-- start of Given data --

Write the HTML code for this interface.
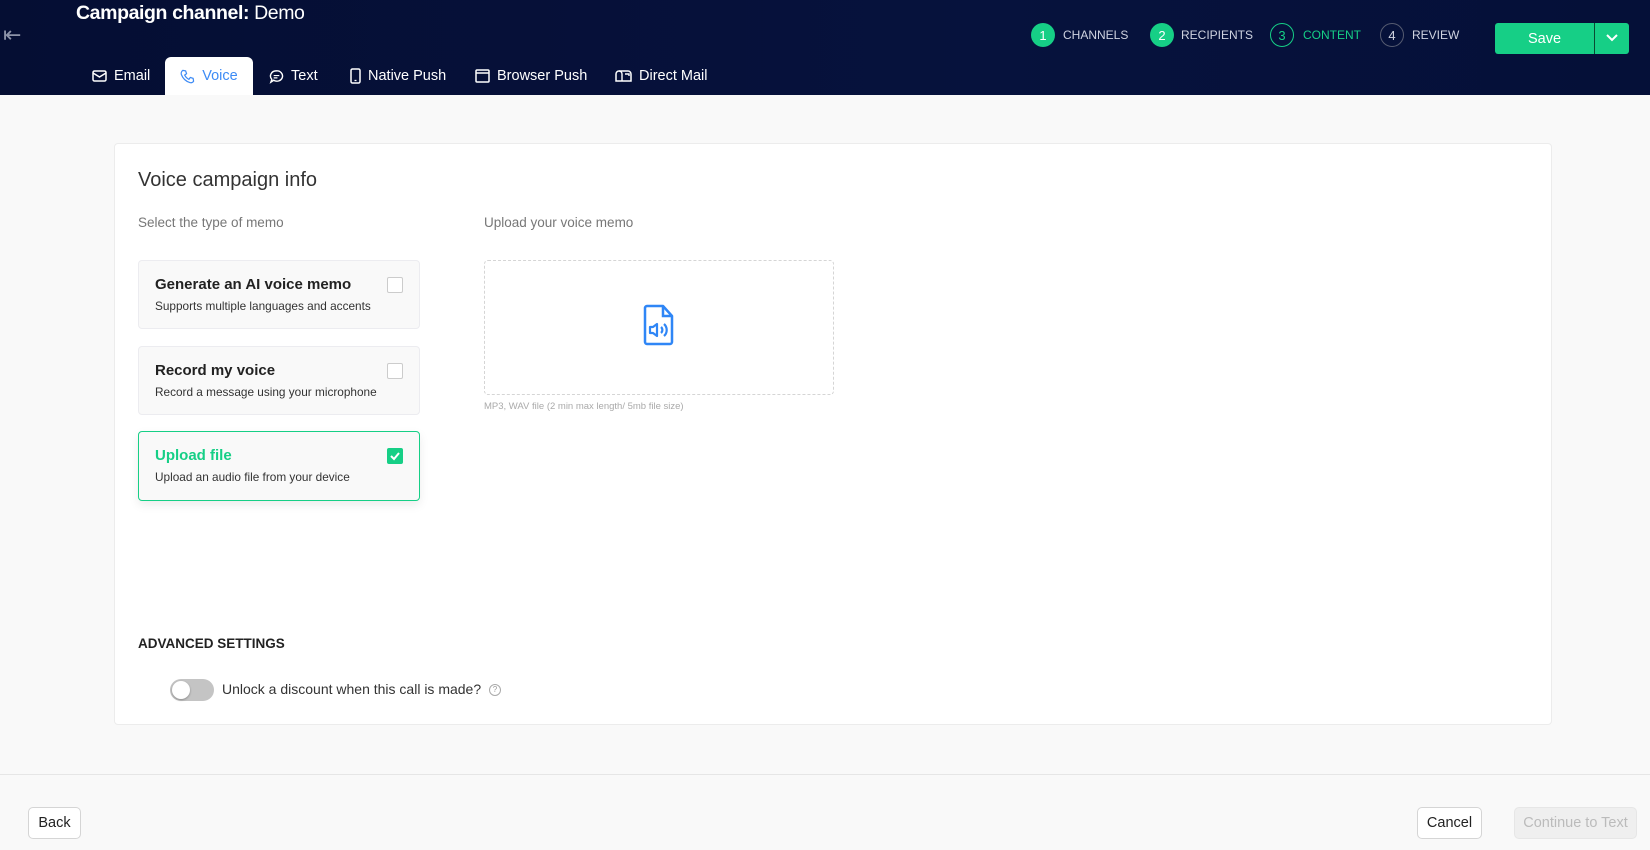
<!DOCTYPE html>
<html><head><meta charset="utf-8"><style>
*{box-sizing:border-box;margin:0;padding:0}
body{width:1650px;height:850px;overflow:hidden;background:#f9f9f9;font-family:"Liberation Sans",sans-serif;color:#222;position:relative}
.hdr{position:absolute;left:0;top:0;width:1650px;height:95px;background:linear-gradient(90deg,#050e33,#06123d 60%,#051038)}
.abs{position:absolute}
.title{left:76px;top:2px;font-size:19.5px;color:#fff;letter-spacing:-0.4px}
.tab{top:57px;height:38px;font-size:14.5px;color:#fff;display:flex;align-items:center}
.tab svg{margin-right:7px}
.vt{left:165px;width:88px;background:#fff;border-radius:6px 6px 0 0;color:#3d8bf5;justify-content:center}
.circ{width:24px;height:24px;border-radius:50%;background:#16cf86;color:#fff;font-size:13px;display:flex;align-items:center;justify-content:center;top:23px}
.st{top:28px;font-size:12px;color:#cfd3e0}
.card{left:114px;top:143px;width:1438px;height:582px;background:#fff;border:1px solid #ececec;border-radius:4px}
.opt{left:138px;width:282px;background:#f9f9f9;border:1px solid #ececf0;border-radius:4px}
.opt b{position:absolute;left:16px;top:15px;font-size:15px;color:#222}
.opt span{position:absolute;left:16px;top:38px;font-size:11.8px;color:#333}
.cb{position:absolute;right:16px;top:16px;width:16px;height:16px;border:1px solid #ccc;border-radius:2px;background:#fff}
.btn{border:1px solid #d5d5d5;border-radius:5px;background:#fff;font-size:14.5px;display:flex;align-items:center;justify-content:center;top:807px;height:32px}
</style></head><body>
<div class="hdr"></div>
<div class="abs" style="left:3px;top:22px;color:#8d93a8;font-size:22px">⇤</div>
<div class="abs title"><b>Campaign channel:</b> Demo</div>

<div class="abs tab" style="left:92px"><svg width="15" height="12" viewBox="0 0 15 12"><rect x="1" y="1" width="13" height="10" rx="1.5" fill="none" stroke="#fff" stroke-width="1.5"/><path d="M1 3l6.5 4L14 3" fill="none" stroke="#fff" stroke-width="1.5"/></svg>Email</div>
<div class="abs tab vt"><svg width="15" height="15" viewBox="0 0 16 16"><path d="M3 1.5l3 .5 1 3-2 1.5c1 2 2.5 3.5 4.5 4.5L11 9l3 1 .5 3c-1 1.5-2.5 2-4 1.5C6 13 3 10 1.5 6 1 4.5 1.5 2.5 3 1.5z" fill="none" stroke="#3d8bf5" stroke-width="1.3"/></svg>Voice</div>
<div class="abs tab" style="left:269px"><svg width="15" height="15" viewBox="0 0 16 16"><path d="M8 2a6 5.5 0 1 1-3 10L2 14l1-3A6 5.5 0 0 1 8 2z" fill="none" stroke="#fff" stroke-width="1.5"/><path d="M5 7h6M5 9.5h4" stroke="#fff" stroke-width="1.3"/></svg>Text</div>
<div class="abs tab" style="left:350px"><svg width="11" height="16" viewBox="0 0 11 16"><rect x="1" y="1" width="9" height="14" rx="1.5" fill="none" stroke="#fff" stroke-width="1.5"/><path d="M4.5 12.5h2" stroke="#fff" stroke-width="1.3"/></svg>Native Push</div>
<div class="abs tab" style="left:475px"><svg width="15" height="14" viewBox="0 0 15 14"><rect x="1" y="1" width="13" height="12" rx="1" fill="none" stroke="#fff" stroke-width="1.5"/><path d="M1 4h13" stroke="#fff" stroke-width="1.5"/></svg>Browser Push</div>
<div class="abs tab" style="left:615px"><svg width="17" height="14" viewBox="0 0 17 14"><path d="M4 2h9a3 3 0 0 1 3 3v7H1V5a3 3 0 0 1 3-3z" fill="none" stroke="#fff" stroke-width="1.5"/><path d="M7 12V5a3 3 0 0 0-3-3M10 5h4v2" fill="none" stroke="#fff" stroke-width="1.4"/></svg>Direct Mail</div>

<div class="abs circ" style="left:1031px">1</div><div class="abs st" style="left:1063px">CHANNELS</div>
<div class="abs circ" style="left:1150px">2</div><div class="abs st" style="left:1181px">RECIPIENTS</div>
<div class="abs circ" style="left:1270px;background:none;border:1px solid #16cf86;color:#16cf86">3</div><div class="abs st" style="left:1303px;color:#16cf86">CONTENT</div>
<div class="abs circ" style="left:1380px;background:none;border:1px solid #555b70;color:#cfd3e0">4</div><div class="abs st" style="left:1412px">REVIEW</div>
<div class="abs" style="left:1495px;top:23px;width:134px;height:31px;background:#16cf86;border-radius:3px"></div>
<div class="abs" style="left:1495px;top:23px;width:99px;height:31px;color:#fff;font-size:14.5px;display:flex;align-items:center;justify-content:center">Save</div>
<div class="abs" style="left:1594px;top:23px;width:1px;height:31px;background:#0a4a33"></div>
<svg class="abs" style="left:1605px;top:33px" width="14" height="10" viewBox="0 0 14 10"><path d="M2 2l5 5 5-5" fill="none" stroke="#fff" stroke-width="2"/></svg>

<div class="abs card"></div>
<div class="abs" style="left:138px;top:169px;font-size:20px;color:#333">Voice campaign info</div>
<div class="abs" style="left:138px;top:215px;font-size:13.5px;color:#777">Select the type of memo</div>
<div class="abs" style="left:484px;top:215px;font-size:13.5px;color:#777">Upload your voice memo</div>

<div class="abs opt" style="top:260px;height:69px"><b>Generate an AI voice memo</b><span>Supports multiple languages and accents</span><div class="cb"></div></div>
<div class="abs opt" style="top:346px;height:69px"><b>Record my voice</b><span>Record a message using your microphone</span><div class="cb"></div></div>
<div class="abs opt" style="top:431px;height:70px;border-color:#16cf86;box-shadow:0 4px 10px rgba(0,0,0,.08)"><b style="color:#16cf86">Upload file</b><span>Upload an audio file from your device</span><div class="cb" style="background:#16cf86;border-color:#16cf86"><svg width="14" height="14" viewBox="0 0 14 14" style="position:absolute;left:0;top:0"><path d="M3 7l3 3 5-6" fill="none" stroke="#fff" stroke-width="2"/></svg></div></div>

<div class="abs" style="left:484px;top:260px;width:350px;height:135px;border:1px dashed #d5d5d5;border-radius:4px"></div>
<svg class="abs" style="left:643px;top:304px" width="32" height="42" viewBox="0 0 32 42"><path d="M4 2h16l9 10v26a2 2 0 0 1-2 2H4a2 2 0 0 1-2-2V4a2 2 0 0 1 2-2z" fill="none" stroke="#2f86f6" stroke-width="2.5" stroke-linejoin="round"/><path d="M20 2v10h9" fill="none" stroke="#2f86f6" stroke-width="2.5"/><path d="M7 23h3l4-3v12l-4-3H7z" fill="none" stroke="#2f86f6" stroke-width="2.2" stroke-linejoin="round"/><path d="M18 23a4 4 0 0 1 0 6M21 20a8 8 0 0 1 0 12" fill="none" stroke="#2f86f6" stroke-width="2.2"/></svg>
<div class="abs" style="left:484px;top:401px;font-size:9.5px;color:#aaa">MP3, WAV file (2 min max length/ 5mb file size)</div>

<div class="abs" style="left:138px;top:636px;font-size:13.5px;font-weight:bold;color:#222">ADVANCED SETTINGS</div>
<div class="abs" style="left:170px;top:679px;width:44px;height:22px;border-radius:11px;background:#c4c4c4"></div>
<div class="abs" style="left:172px;top:681px;width:18px;height:18px;border-radius:50%;background:#fff;box-shadow:0 1px 2px rgba(0,0,0,.3)"></div>
<div class="abs" style="left:222px;top:681px;font-size:14px;color:#333">Unlock a discount when this call is made?</div>
<div class="abs" style="left:489px;top:684px;width:12px;height:12px;border:1px solid #aaa;border-radius:50%;font-size:8px;color:#999;text-align:center;line-height:10px">?</div>

<div class="abs" style="left:0;top:774px;width:1650px;height:1px;background:#e6e6e6"></div>
<div class="abs btn" style="left:28px;width:53px">Back</div>
<div class="abs btn" style="left:1417px;width:65px">Cancel</div>
<div class="abs btn" style="left:1514px;width:123px;background:#efefef;border-color:#e6e6e6;color:#bbb">Continue to Text</div>
</body></html>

-- end of Given data --

Your goal: Among the lines of the data, identify those with the word "this". Copy each of them.

In response:
Write the HTML code for this interface.
<div class="abs" style="left:222px;top:681px;font-size:14px;color:#333">Unlock a discount when this call is made?</div>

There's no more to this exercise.